Well, I had a house to keep, a husband to please and other duties, plus... the pastor was already doing the studying and from a knowledge base it would take me years to gain. So why shouldn't I take advantage of his work? Add to that the fact he had a supernatural spiritual gift that I did not have (Eph 4:11,12) which enabled him to see things and make connections in the Scriptures I would never see on my own, and I saw the futility of what I was trying to do. I couldn't even come close to getting the kinds of things from the word that he did. And that my pastor now, still does.

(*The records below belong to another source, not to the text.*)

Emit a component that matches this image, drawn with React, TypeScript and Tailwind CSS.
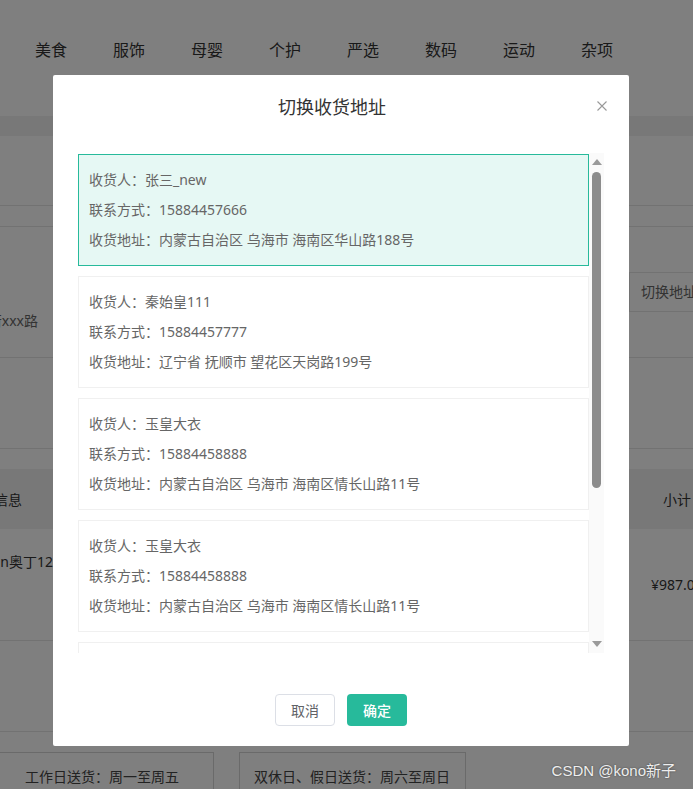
import React, { useState } from 'react';

interface Address {
    name: string;
    phone: string;
    address: string;
}

const navItems = ['美食', '服饰', '母婴', '个护', '严选', '数码', '运动', '杂项'];

const addresses: Address[] = [
    { name: '张三_new', phone: '15884457666', address: '内蒙古自治区 乌海市 海南区华山路188号' },
    { name: '秦始皇111', phone: '15884457777', address: '辽宁省 抚顺市 望花区天岗路199号' },
    { name: '玉皇大衣', phone: '15884458888', address: '内蒙古自治区 乌海市 海南区情长山路11号' },
    { name: '玉皇大衣', phone: '15884458888', address: '内蒙古自治区 乌海市 海南区情长山路11号' },
    { name: '李四', phone: '15884459999', address: '北京市 北京市 朝阳区建国路66号' },
];

const Page: React.FC = () => {
    return (
        <div className="w-[693px] text-[#333]">
            <div className="h-[116px] flex pl-[35px] pt-[39px]">
                {navItems.map((item) => (
                    <div key={item} className="w-[78px] text-[16px] leading-[22px]">{item}</div>
                ))}
            </div>
            <div className="h-[20px] bg-[#f0f0f0]"></div>
            <div className="h-[70px] border-b border-[#e4e4e4]"></div>
            <div className="h-[21px] border-b border-[#e4e4e4]"></div>
            <div className="h-[131px] border-b border-[#e4e4e4] flex text-[14px] text-[#666]">
                <div className="w-[38px] flex justify-end whitespace-nowrap mt-[84px] leading-[20px] shrink-0">朝阳区某某街xxx路</div>
                <div className="ml-[591px] mt-[45px] h-[40px] w-[80px] shrink-0 border border-[#e4e4e4] pl-[11px] leading-[38px] whitespace-nowrap">切换地址</div>
            </div>
            <div className="h-[91px] border-b border-[#e4e4e4]"></div>
            <div className="h-[20px]"></div>
            <div className="h-[60px] bg-[#f0f0f0] flex items-center text-[14px]">
                <div className="w-[22px] flex justify-end whitespace-nowrap shrink-0">商品信息</div>
                <div className="ml-[641px] shrink-0 whitespace-nowrap">小计</div>
            </div>
            <div className="h-[112px] border-b border-[#e4e4e4] flex text-[14px]">
                <div className="w-[53px] flex justify-end whitespace-nowrap mt-[23px] leading-[20px] shrink-0">Kevin奥丁12</div>
                <div className="ml-[598px] self-center shrink-0 whitespace-nowrap">¥987.00</div>
            </div>
            <div className="h-[91px] border-b border-[#e4e4e4]"></div>
            <div className="flex mt-[20px] ml-[-1px] text-[14px] text-[#444]">
                <div className="w-[215px] h-[60px] border border-[#d4d4d4] pl-[25px] pt-[14px] leading-[20px] whitespace-nowrap">工作日送货：周一至周五</div>
                <div className="w-[227px] h-[60px] ml-[25px] border border-[#d4d4d4] pl-[14px] pt-[14px] leading-[20px] whitespace-nowrap">双休日、假日送货：周六至周日</div>
            </div>
        </div>
    );
};

const AddressCard: React.FC<{ item: Address; active: boolean; onClick: () => void }> = ({ item, active, onClick }) => {
    return (
        <div
            onClick={onClick}
            className={
                active
                    ? 'shrink-0 h-[112px] border border-[#27ba9b] bg-[#e6f8f4] px-[10px] py-[10px] cursor-pointer'
                    : 'shrink-0 h-[112px] border border-[#f0f0f0] bg-white px-[10px] py-[10px] cursor-pointer'
            }
        >
            <div className="leading-[30px]">收货人：{item.name}</div>
            <div className="leading-[30px]">联系方式：{item.phone}</div>
            <div className="leading-[30px]">收货地址：{item.address}</div>
        </div>
    );
};

const App: React.FC = () => {
    const [active, setActive] = useState(0);

    return (
        <div className="relative w-[693px] h-[789px] overflow-hidden bg-white font-['Noto_Sans','Noto_Sans_CJK_SC',sans-serif]">
            <Page />
            <div className="absolute inset-0 bg-black/50">
                <div className="relative ml-[53px] mt-[75px] w-[576px] bg-white rounded-[2px] px-[25px] pt-[20px] pb-[20px]">
                    <h2 className="text-center text-[18px] leading-[24px] text-[#333] pr-[18px]">切换收货地址</h2>
                    <button className="absolute right-[22px] top-[26px] w-[10px] h-[10px] text-[#999]">
                        <svg viewBox="0 0 10 10" className="w-[10px] h-[10px]" fill="none" stroke="currentColor" strokeWidth="1.1">
                            <path d="M0.5 0.5 L9.5 9.5 M9.5 0.5 L0.5 9.5" />
                        </svg>
                    </button>
                    <div className="mt-[34px] h-[500px] flex text-[14px] text-[#666]">
                        <div className="w-[511px] h-[500px] overflow-hidden flex flex-col gap-[10px] pt-px">
                            {addresses.map((item, i) => (
                                <AddressCard key={i} item={item} active={i === active} onClick={() => setActive(i)} />
                            ))}
                        </div>
                        <div className="w-[15px] h-[500px] bg-[#fafafa] flex flex-col items-center">
                            <div className="h-[18px] flex items-center justify-center">
                                <div className="w-0 h-0 border-l-[5px] border-r-[5px] border-b-[6px] border-l-transparent border-r-transparent border-b-[#9a9a9a]"></div>
                            </div>
                            <div className="mt-[1px] w-[9px] h-[316px] rounded-full bg-[#8c8c8c]"></div>
                            <div className="flex-1"></div>
                            <div className="h-[18px] flex items-center justify-center">
                                <div className="w-0 h-0 border-l-[5px] border-r-[5px] border-t-[6px] border-l-transparent border-r-transparent border-t-[#9a9a9a]"></div>
                            </div>
                        </div>
                    </div>
                    <div className="mt-[41px] flex justify-center gap-[12px] text-[14px]">
                        <button className="w-[60px] h-[32px] border border-[#dcdfe6] rounded-[4px] text-[#606266] bg-white">取消</button>
                        <button className="w-[60px] h-[32px] rounded-[4px] bg-[#27ba9b] text-white font-medium">确定</button>
                    </div>
                </div>
            </div>
            <div className="absolute right-[17px] bottom-[7px] text-[15px] text-[#eeeeee] font-['Liberation_Sans','Noto_Sans_CJK_SC',sans-serif] [text-shadow:0_0_2px_rgba(0,0,0,0.5)]">
                CSDN @kono新子
            </div>
        </div>
    );
};

export default App;
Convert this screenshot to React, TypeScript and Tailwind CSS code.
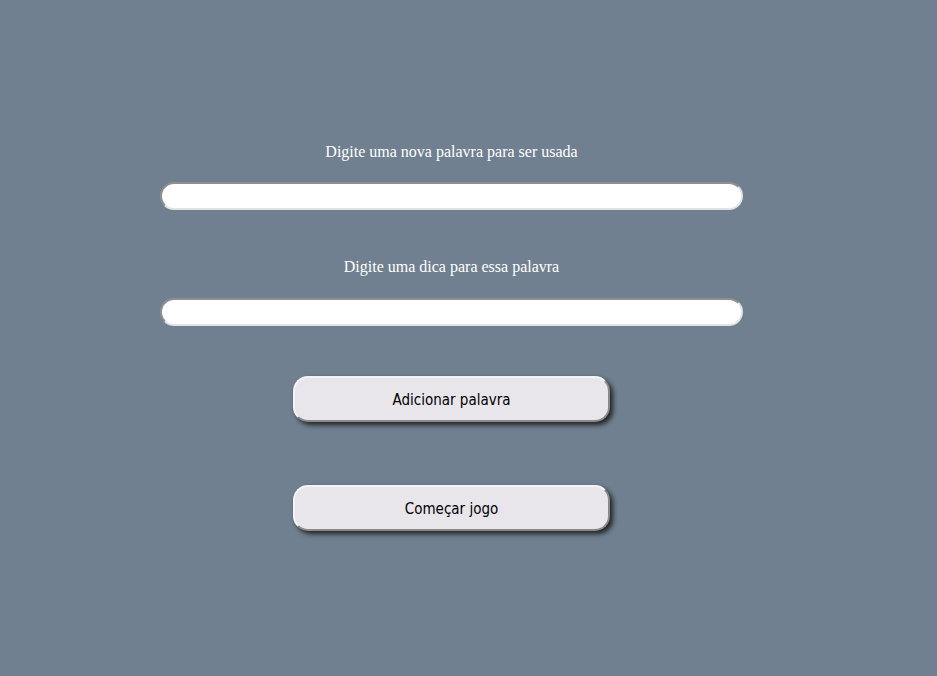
export default function App() {
  return (
    <div className="min-h-[676px] w-full bg-[#708090]">
      <div className="flex w-[903px] flex-col items-center pt-[143px]">
        {/* Word */}
        <p className="font-['Liberation_Serif',serif] text-[16px] leading-[18px] text-white">
          Digite uma nova palavra para ser usada
        </p>
        <input
          type="text"
          className="mt-[21px] h-[28px] w-[583px] rounded-full border-2 border-t-[#8f8f8f] border-l-[#8f8f8f] border-b-[#e3e3e3] border-r-[#e3e3e3] bg-white px-3 outline-none"
        />

        {/* Hint */}
        <p className="mt-[48px] font-['Liberation_Serif',serif] text-[16px] leading-[18px] text-white">
          Digite uma dica para essa palavra
        </p>
        <input
          type="text"
          className="mt-[22px] h-[28px] w-[583px] rounded-full border-2 border-t-[#8f8f8f] border-l-[#8f8f8f] border-b-[#e3e3e3] border-r-[#e3e3e3] bg-white px-3 outline-none"
        />

        {/* Actions */}
        <button className="mt-[50px] h-[46px] w-[317px] rounded-[15px] border-2 border-t-[#f4f4f4] border-l-[#f4f4f4] border-b-[#8a8a8a] border-r-[#8a8a8a] bg-[#e8e6eb] pt-[2px] font-['DejaVu_Sans_Condensed','DejaVu_Sans',sans-serif] text-[15px] text-black shadow-[3px_3px_5px_#222]">
          Adicionar palavra
        </button>
        <button className="mt-[63px] h-[46px] w-[317px] rounded-[15px] border-2 border-t-[#f4f4f4] border-l-[#f4f4f4] border-b-[#8a8a8a] border-r-[#8a8a8a] bg-[#e8e6eb] pt-[2px] font-['DejaVu_Sans_Condensed','DejaVu_Sans',sans-serif] text-[15px] text-black shadow-[3px_3px_5px_#222]">
          Começar jogo
        </button>
      </div>
    </div>
  );
}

So I stuck with the daily study. He taught about an hour a day, the lessons at that time on cassette tapes and I listened to one and sometimes two a day. The amount of understanding and information that I got from those lessons completely dwarfed whatever I might glean from any daily reading. In fact, for a long time after that, I still would read passages and often would feel like I didn't really know what they meant. I would wonder what the original languages said, what the verb tenses were, what the history at the time of writing was...
So I still prefer class for my daily feeding -- the one thing that is the given in my day, the high point, the time when God most often and most dramatically speaks to me. I've memorized passages just because they've become so familiar not from any attempt to do so. And now, when I read the Scriptures, I understand them like I never did before. A lot of times I don't want to stop, but at the same time, to read it like that still gives me the sense that I'm just passing right over so many important concepts -- especially in the epistles, where it seems like every single word can launch you into so many important, deeply relevant concepts. They are the kind of things you have to stop and think about and it just doesn't seem right to blow over them.
So, that explains a little bit of why I do what I do.